For the next several chapters, one section after another pronounces judgment and total discontinuity between God and Israel. First, Jesus enters Jerusalem, cleanses the temple, and curses the fig tree, a symbol of Israel (Matt. 21:1-22). Second, He tells the parable of the landowner where the wicked tenants who kill the prophets and the owner’s son are brought to a wretched end, and the owner rents out the vineyard to other vinegrowers and pays the proceeds (inheritance) at seasons (Matt. 21:41). Third, Jesus tells another parable about a man who shows up at the king’s wedding feast without wedding clothing on. He is thrown out of the “kingdom” (Matt. 22:1-14). The man represents Israel being cut off from its inheritance. Fourth, Jesus pronounces eight “woes” (curses) over Jerusalem (Matt. 23:1-39). Fifth, Jesus gives his last sermon of the book and describes the actual destruction of Jerusalem. Its total devastation implies the complete discontinuity we have been examining. Then finally, Christ applies the destruction of Jerusalem to the final judgment of the world where the wicked receive their just rewards: total disinheritance (Matt. 25:31-46).

  1. Continuity

Unique to the fifth section of Matthew, Matthew attaches his usual formula to the end of Jesus’ sermon (Matt. 26:1). But it is not the end of the book or section. He has discussed total discontinuity, but now he directs his attention to covenantal continuity. It begins with the institution of the Lord’s Supper at the time of Passover. Remember, this meal originally disinherited the Egyptians, and transferred the wealth of the wicked into the hands of the Israelites. Jesus’ meal and death is the Passover in reverse. This time, the Jews are disinherited, and the Gentiles receive the wealth of the Jews. We can say that through Jesus’ taking of man’s discontinuity -loss of inheritance due to the Fall-the world receives continuity.

Jesus, of course, is the “lamb” without blemish. After the meal, He is led to be slaughtered. The First-born Son dies – not the first-born of the Egyptians, but the First-born of God. But this First-born does not stay in the grave. The first-born of the Egyptians had all died (Ex. 12:30). They were helpless. God’s First-born rises again at dawn, the time the original Passover march was to have begun. On this Resurrection Day, however, Christ begins a triumphal march into Jerusalem. He gathers His people and holds another meal. This time the inheritance is regained. Continuity is created with the covenant-keepers.

Matthew concludes his book with the Great Commission, drawing both the section of the covenant and our study of Jesus’ covenant to a close. The best statement of the Great Commission is found at the end of Matthew.
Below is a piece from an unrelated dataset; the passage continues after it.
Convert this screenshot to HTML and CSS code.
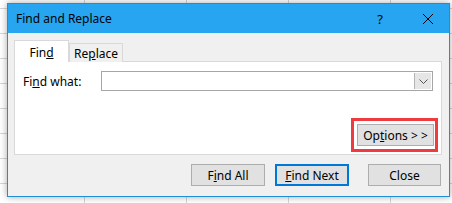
FILE: index.html
```html
<!DOCTYPE html>
<html lang="en">
<head>
    <meta charset="UTF-8">
    <meta name="viewport" content="width=device-width, initial-scale=1.0">
    <title>Find and Replace</title>
    <link rel="stylesheet" href="styles.css">
</head>
<body>
    <div class="dialog">
        <div class="titlebar">
            <span class="title">Find and Replace</span>
            <span class="help">?</span>
            <span class="close-x">
                <svg width="12" height="12" viewBox="0 0 12 12">
                    <path d="M1 1 L11 11 M11 1 L1 11" stroke="#000" stroke-width="1" fill="none"/>
                </svg>
            </span>
        </div>

        <div class="content">
            <div class="tabs">
                <div class="tab active">Fin<u>d</u></div>
                <div class="tab">Re<u>p</u>lace</div>
            </div>

            <div class="panel">
                <div class="find-row">
                    <label class="label">Fi<u>n</u>d what:</label>
                    <div class="combo">
                        <div class="combo-input"></div>
                        <div class="combo-btn">
                            <svg width="9" height="5" viewBox="0 0 9 5">
                                <path d="M0.5 0.5 L4.5 4.5 L8.5 0.5" stroke="#555" stroke-width="1" fill="none"/>
                            </svg>
                        </div>
                    </div>
                </div>

                <div class="options-row">
                    <div class="highlight-box">
                        <button class="btn options-btn">Op<u>t</u>ions &gt; &gt;</button>
                    </div>
                </div>
            </div>

            <div class="buttons">
                <button class="btn">F<u>i</u>nd All</button>
                <button class="btn default"><u>F</u>ind Next</button>
                <button class="btn close-btn">Close</button>
            </div>
        </div>
    </div>
</body>
</html>
```

FILE: styles.css
```css
* {
    margin: 0;
    padding: 0;
    box-sizing: border-box;
    font-family: 'Noto Sans', 'Open Sans', sans-serif;
}

body {
    width: 452px;
    height: 203px;
    overflow: hidden;
    background-color: #fff;
    background-image:
        repeating-linear-gradient(to bottom, transparent 0, transparent 8px, #d6d6d6 8px, #d6d6d6 9px, transparent 9px, transparent 25px),
        repeating-linear-gradient(to right, transparent 0, transparent 84px, #d6d6d6 84px, #d6d6d6 85px, transparent 85px, transparent 102px);
    padding: 3px 0 0 7px;
}

.dialog {
    width: 443px;
    height: 194px;
    background: #f0f0f0;
    border: 1px solid #1f8ed6;
    box-shadow: 0 0 7px rgba(0, 0, 0, 0.35);
    display: flex;
    flex-direction: column;
}

.titlebar {
    height: 29px;
    background: #27a5f1;
    display: flex;
    align-items: center;
    padding-left: 8px;
    font-size: 12px;
    color: #000;
}

.title {
    flex: 1;
    padding-bottom: 1px;
}

.help {
    width: 12px;
    margin-right: 36px;
    font-size: 13px;
    text-align: center;
}

.close-x {
    display: flex;
    margin-right: 15px;
}

.content {
    padding: 7px 8px 0 6px;
    font-size: 12px;
    color: #000;
}

.tabs {
    display: flex;
    align-items: flex-end;
    height: 22px;
    position: relative;
    z-index: 1;
}

.tab {
    height: 19px;
    padding: 0 8px;
    border: 1px solid #d9d9d9;
    border-bottom: none;
    background: #f0f0f0;
    display: flex;
    align-items: center;
    justify-content: center;
    width: 54px;
}

.tab.active {
    height: 22px;
    width: 55px;
    background: #fff;
    padding-top: 1px;
}

.panel {
    height: 94px;
    margin-top: -1px;
    margin-right: -1px;
    background: #fff;
    border: 1px solid #d9d9d9;
    display: flex;
    flex-direction: column;
    justify-content: space-between;
}

.find-row {
    display: flex;
    align-items: center;
    padding: 9px 0 0 8px;
}

.label {
    width: 78px;
}

.combo {
    width: 332px;
    height: 20px;
    border: 1px solid #a6a6a6;
    display: flex;
    background: #fff;
}

.combo-input {
    flex: 1;
}

.combo-btn {
    width: 17px;
    margin: 1px;
    background: #e6e6e6;
    border-left: 1px solid #b5b5b5;
    display: flex;
    align-items: center;
    justify-content: center;
}

.options-row {
    display: flex;
    justify-content: flex-end;
    padding: 0 3px 2px 0;
}

.highlight-box {
    border: 3px solid #ef3a3f;
    padding: 3px 1px 3px 3px;
}

.btn {
    height: 22px;
    width: 74px;
    background: #e1e1e1;
    border: 1px solid #adadad;
    font-size: 12px;
    color: #000;
}

.options-btn {
    width: 77px;
}

.buttons {
    display: flex;
    gap: 10px;
    justify-content: flex-end;
    padding: 9px 0 0 0;
}

.btn.default {
    border: 2px solid #0078d7;
}

.close-btn {
    width: 73px;
    margin-left: 9px;
}
```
This is the new dominion charter attached to the end of the covenant: a statement of the Church’s new inheritance. We saw the same thing at the end of Deuteronomy. Jesus appears as the new Joshua commanding His army to take the land that belongs to them. A significant shift has taken place, one from the Land of Palestine to the world. Since this Commission is structured according to the covenant, I will develop it later. Nevertheless, Matthew verifies that the Gospel ends in dominion in the form of another mini-covenant, proving dominion by covenant.

Conclusion

Matthew follows Deuteronomy’s covenant structure. Without a doubt, the structure of the two books is parallel. But the theological ramifications are important. It means the New Covenant is not completely new in structure and content. It builds on the Old Covenant, making the New simply a refurbishing of the Old.

But someone might say, “The Gospels, for the most part, are still in the Old Covenant economy, coming just before the death of Christ where the transition from Old to New took place. Does the Deuteronomic covenantal pattern still continue to influence the rest of the New Testament? How about the epistles? They don’t have this structure do they?” Yes they do, and with a simple over-view of the book of Romans, I believe we will see the pattern again.
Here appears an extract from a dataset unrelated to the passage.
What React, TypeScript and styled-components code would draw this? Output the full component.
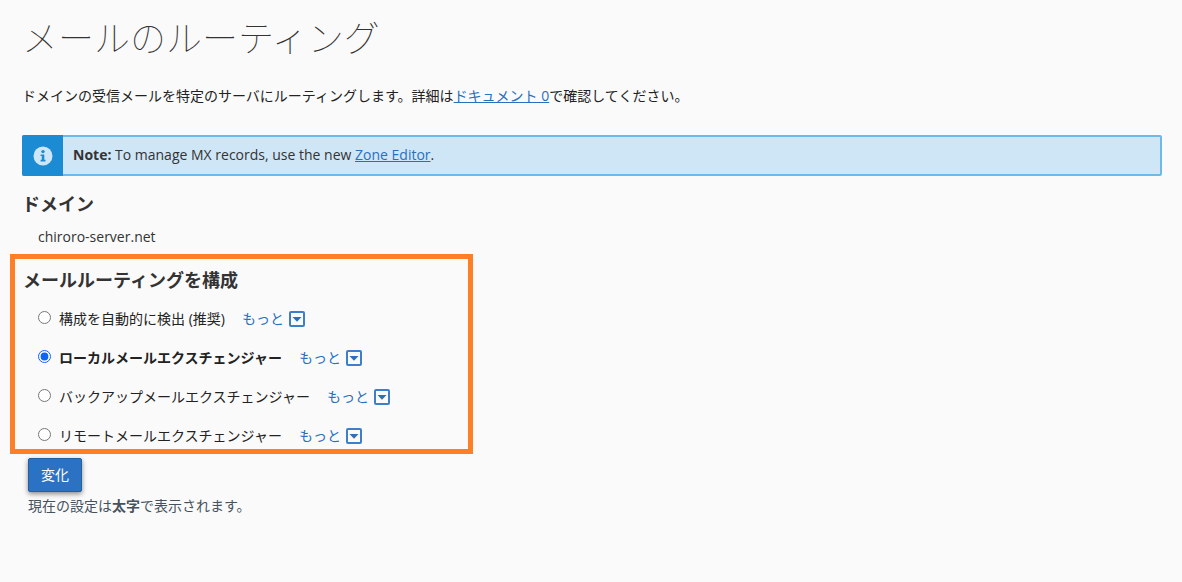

[1] Meredith Kline, “The Covenant of the Seventieth Week,” The Law and the Prophets, ed. John H. Skilton (Philadelphia: Presbyterian and Reformed, 1974), pp. 452-69. Kline argues that the 490 years of Daniel ought to be viewed in a more symbolic sense, although not entirely to the exclusion of a more literal reference. His point is that 490 should be understood in a covenantal context. To the Hebrew, 490 is ten Jubilee cycles indicating a fullness. That is why I use the word “approximately.”
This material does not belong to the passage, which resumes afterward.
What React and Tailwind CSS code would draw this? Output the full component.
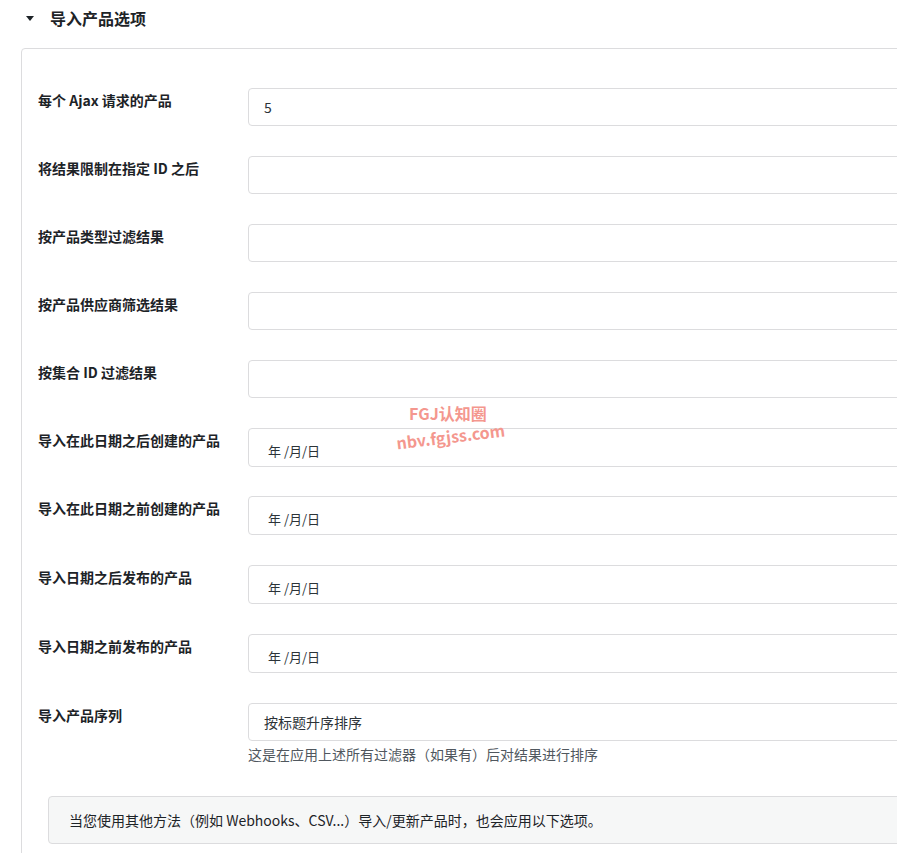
import React from "react";

const rows = [
  { label: "每个 Ajax 请求的产品", value: "5" },
  { label: "将结果限制在指定 ID 之后", value: "" },
  { label: "按产品类型过滤结果", value: "" },
  { label: "按产品供应商筛选结果", value: "" },
  { label: "按集合 ID 过滤结果", value: "" },
  { label: "导入在此日期之后创建的产品", date: true, tight: true },
  { label: "导入在此日期之前创建的产品", date: true },
  { label: "导入日期之后发布的产品", date: true },
  { label: "导入日期之前发布的产品", date: true },
];

const font = { fontFamily: '"Noto Sans CJK SC", "Noto Sans", sans-serif' };

const Field = ({ value, date }) => (
  <div
    className={`${date ? "h-[39px]" : "h-[38px]"} w-[700px] border border-[#dcdcde] rounded-[4px] bg-white flex items-center text-[14px] text-[#2c3338]`}
  >
    {date ? (
      <span className="pl-[19px] pt-[6px] text-[13px]">年 /月/日</span>
    ) : (
      <span className="pl-[15px]">{value}</span>
    )}
  </div>
);

export default function App() {
  return (
    <div className="relative w-[897px] h-[853px] overflow-hidden bg-white" style={font}>
      {/* heading */}
      <div className="flex items-center h-[36px] pl-[26px] gap-[16px]">
        <span className="w-0 h-0 border-l-[4px] border-r-[4px] border-t-[5px] border-l-transparent border-r-transparent border-t-[#1d2327]" />
        <h2 className="text-[16px] font-bold text-[#1d2327]">导入产品选项</h2>
      </div>

      {/* card */}
      <div className="ml-[21px] mt-[12px] w-[1000px] border border-[#dcdcde] rounded-[4px] pl-[16px] pt-[39px] pb-[20px]">
        {rows.map((r) => (
          <div key={r.label} className={`flex ${r.tight ? "mb-[29px]" : "mb-[30px]"}`}>
            <div className="w-[210px] pt-[2px] text-[14px] leading-[20px] font-bold text-[#1d2327]">{r.label}</div>
            <Field value={r.value} date={r.date} />
          </div>
        ))}
        <div className="flex">
          <div className="w-[210px] pt-[2px] text-[14px] leading-[20px] font-bold text-[#1d2327]">导入产品序列</div>
          <div>
            <Field value="按标题升序排序" />
            <p className="mt-[3px] text-[14px] leading-[20px] text-[#50575e]">这是在应用上述所有过滤器（如果有）后对结果进行排序</p>
          </div>
        </div>
        <div className="ml-[10px] mt-[32px] h-[48px] border border-[#dcdcde] rounded-[4px] bg-[#f6f7f7] flex items-center pl-[20px] text-[14px] text-[#1d2327]">
          当您使用其他方法（例如 Webhooks、CSV...）导入/更新产品时，也会应用以下选项。
        </div>
      </div>

      {/* watermark */}
      <div className="absolute left-[409px] top-[401px] text-[16px] font-bold text-[#f4978e]">FGJ认知圈</div>
      <div className="absolute left-[396px] top-[424px] text-[16px] font-bold text-[#f4978e] -rotate-[7deg]">nbv.fgjss.com</div>
    </div>
  );
}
[2] Geerhardus Vos, Biblical Theology (Edinburgh: Banner of Truth Trust, [1948] 1975). Vos’s thesis is that Revelation is progressive, gradually unfolding more of the New Covenant until Christ comes in history. Actually, I believe that the Old Testament is the constant re-publishing of the first covenant with Adam, necessitating a New Covenant. As each re-publication of the Old Covenant fails, therefore, the New Covenant draws closer and becomes progressively clearer.

[3] R. V. G. Tasker, The Gospel According to St. Matthew (Grand Rapids: Eerdmans, 1978), p. 19.

[4] B. W. Bacon, Studies in Matthew (London, 1931), pp. 80ff. and passim. Bacon was one of the first to make the observation that there were five parts. He even went further and said that the five sections of Matthew parallel the five books of the Pentateuch. Austin Farrer makes a similar observation with the exception that he proposed six sections, “On Dispensing with Q,” in Studies in the Gospels, ed. D. E. Nineham (Oxford, 1954). Louis Bouyer, The Spirituality of the New Testament and the Fathers (New York: Seabury, 1982), Vol. I, pp. 92-93, also refers to the work of Farrer and agrees that Matthew has a Pentateuchal structure. For an additional comparison of Bacon and Farrer, see M. D. Goulder, Midrash and Lection in Matthew (London: SPCK, 1974), pp. 171ff.

[5] Daniel P. Fuller, Gospel and Law (Grand Rapids: Eerdmans, 1980), p. 69.